One day as Jesus was teaching the people in the temple courts and proclaiming the good news, the chief priests and the teachers of the law, together with the elders, came up to him. “Tell us by what authority you are doing these things,” they said. “Who gave you this authority?”
He replied, “I will also ask you a question. Tell me: John’s baptism – was it from heaven, or of human origin?”
They discussed it among themselves and said, “If we say, ‘From heaven,’ he will ask, ‘Why didn’t you believe him?’ But if we say, ‘Of human origin,’ all the people will stone us, because they are persuaded that John was a prophet.” So they answered, “We don’t know where it was from.”
Jesus said, “Neither will I tell you by what authority I am doing these things.”
Luke 20: 1-8
It did not take long for the chief priests and elders to strike. They had agreed on a question to put to him together: “Tell us by what authority you are doing these things – who gave it to you?”
It was a clever question, designed to distract from the real issues: was Jesus right in driving out those who had turned the temple into a robbers’ den? Was his message true? Was he truly the King? They wanted to draw people’s attention to the fact that, in their eyes, he had no authority to do what he had done. They certainly hadn’t given him a licence to teach. He wasn’t an officially recognised teacher of the law. He wasn’t even a member of the priestly tribe. So how dare he? Who does he think he is? It is an age-old strategy: attack the person rather than deal with the truth or otherwise of what the person says.
As Messiah, Jesus had, of course, total authority. He didn’t require any licence from the religious leaders. However, the issues behind their question were much deeper than technical matters of procedure. They were moral and spiritual. It was important, in his love for these men as well as for those who were being deceived by them, that Jesus expose what was really going on in their hearts. So he asked a question in turn: “was the baptism of John from heaven or from men?”
It was a brilliant question and they were caught. If on one hand they replied that John’s baptism was from heaven, the implications were obvious: if they truly believed it was from heaven, why had they not accepted John? If on the other hand they replied that his authority to baptise was merely human, they would be in serious trouble with the people who were listening in to this exchange. For many of the ‘ordinary people’ had listened and responded to John, submitting to his baptism as a mark of their repentance. They did so, not because John had some official licence to preach from the religious establishment – he didn’t. But because people generally can recognise moral and spiritual authority when they meet it.
Christ’s antagonists were caught in their own political game. And as many do in such circumstances, they took refuge in agnosticism: “we don’t know”. That, of course, was pure fudge! The truth was that they had refused to believe John. By not submitting to his baptism they had demonstrated that they did not believe he had divine authority. But they couldn’t afford to tell the truth, so they professed ignorance. It was a game, thinly masking their real interest: power. They were not interested in following the truth where it led.

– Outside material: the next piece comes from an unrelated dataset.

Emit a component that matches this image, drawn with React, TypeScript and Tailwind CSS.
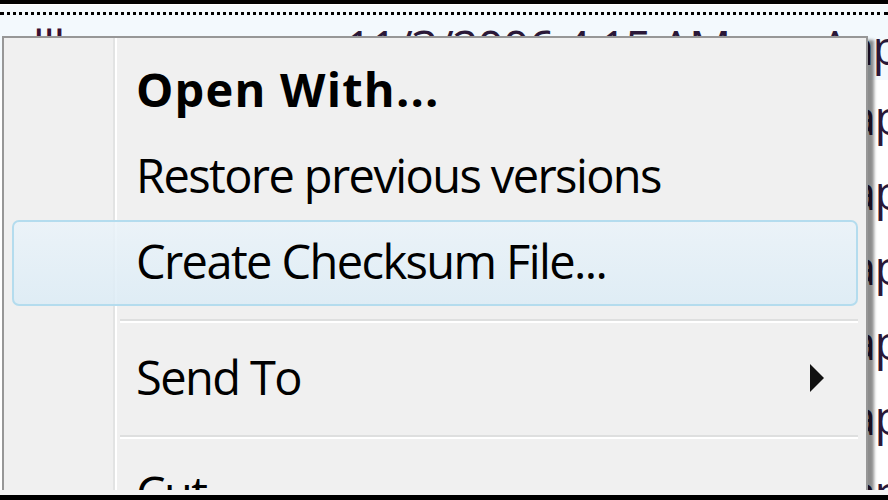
import React from 'react';

// Zoomed Vista-style context menu over an Explorer file list
const listRows = ['ap', 'ap', 'ap', 'ap', 'ap', 'ap', 'ap'];

function Separator() {
  return (
    <div className="h-[30px] flex items-center pl-[116px] pr-[8px]">
      <div className="w-full h-[4px] border-t-2 border-b-2 border-t-[#dedfdf] border-b-white" />
    </div>
  );
}

function MenuItem({ label, bold, active, submenu }: { label: string; bold?: boolean; active?: boolean; submenu?: boolean }) {
  return (
    <div
      className={`h-[86px] flex items-center pb-[3px] ${active ? 'mx-[8px] rounded-[7px] border-2 border-[#b4dcee] bg-[linear-gradient(to_bottom,rgba(234,243,249,0.85),rgba(220,236,246,0.85))] pl-[122px] pr-[30px]' : 'pl-[132px] pr-[38px]'}`}
    >
      <span
        className={`flex-1 text-[47px] leading-none text-black ${bold ? 'font-bold tracking-[1.2px]' : 'font-normal tracking-[-1.6px]'}`}
      >
        {label}
      </span>
      {submenu && (
        <svg width="18" height="32" viewBox="0 0 18 32" className="mr-[2px]">
          <polygon points="2,2 16,16 2,30" fill="#111" />
        </svg>
      )}
    </div>
  );
}

export default function App() {
  return (
    <div
      className="w-[888px] h-[500px] overflow-hidden flex flex-col bg-white"
      style={{ fontFamily: '"Open Sans", "Noto Sans", sans-serif' }}
    >
      <div className="h-[4px] bg-black shrink-0" />

      <div className="relative flex-1 overflow-hidden bg-white">
        {/* File list behind the menu */}
        <div className="flex flex-col pt-[1px]">
          {listRows.map((t, i) => (
            <div
              key={i}
              className={`h-[75px] shrink-0 flex text-[47px] tracking-[-1.6px] leading-[75px] text-[#2a1838] ${i === 0 ? 'bg-[#f3f9fd]' : ''}`}
            >
              <div className={`w-full flex ${i === 0 ? 'border-t-[3px] border-dotted border-black mt-[7px] -mb-[10px] leading-[65px]' : ''}`}>
                {i === 0 ? (
                  <>
                    <span className="w-[345px] shrink-0 pl-[16px] text-[#3a1030]">dll</span>
                    <span className="w-[475px] shrink-0 whitespace-nowrap">11/3/2006 4:15 AM</span>
                    <span className="w-[28px] shrink-0">A</span>
                  </>
                ) : (
                  <span className="w-[850px] shrink-0" />
                )}
                <span className="shrink-0 whitespace-nowrap">{t}</span>
              </div>
            </div>
          ))}
        </div>

        {/* Context menu */}
        <div className="absolute left-[2px] top-[32px] w-[866px] h-[480px] border-2 border-[#979797] bg-[#f0f0f0] shadow-[6px_4px_3px_rgba(0,0,0,0.45)] bg-[linear-gradient(to_right,transparent_109px,#e2e3e3_109px,#e2e3e3_111px,#ffffff_111px,#ffffff_113px,transparent_113px)]">
          <div className="flex flex-col pt-[10px]">
            <MenuItem label="Open With..." bold />
            <MenuItem label="Restore previous versions" />
            <MenuItem label="Create Checksum File..." active />
            <Separator />
            <MenuItem label="Send To" submenu />
            <Separator />
            <MenuItem label="Cut" />
          </div>
        </div>
      </div>

      <div className="h-[5px] bg-[#f4f4f4] shrink-0" />
      <div className="h-[5px] bg-black shrink-0" />
    </div>
  );
}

People like that will bow to no authority but their own, not even if Messiah, the true King, comes to them. There is nothing they will not do if it allows them to hold on to their power.
It is one thing to own up when we genuinely don’t know and to commit to seeking the truth. It is quite another to refuse to acknowledge the truth when we see it and take refuge instead in agnosticism. Why do we do this? Is it not so that we can persist in living life as we want to live it, without having to bow our hearts and wills to Jesus as King? Truth liberates. When we stop being genuinely interested in truth we don’t find freedom. Rather, we make ourselves slaves of some other power that ultimately will destroy us.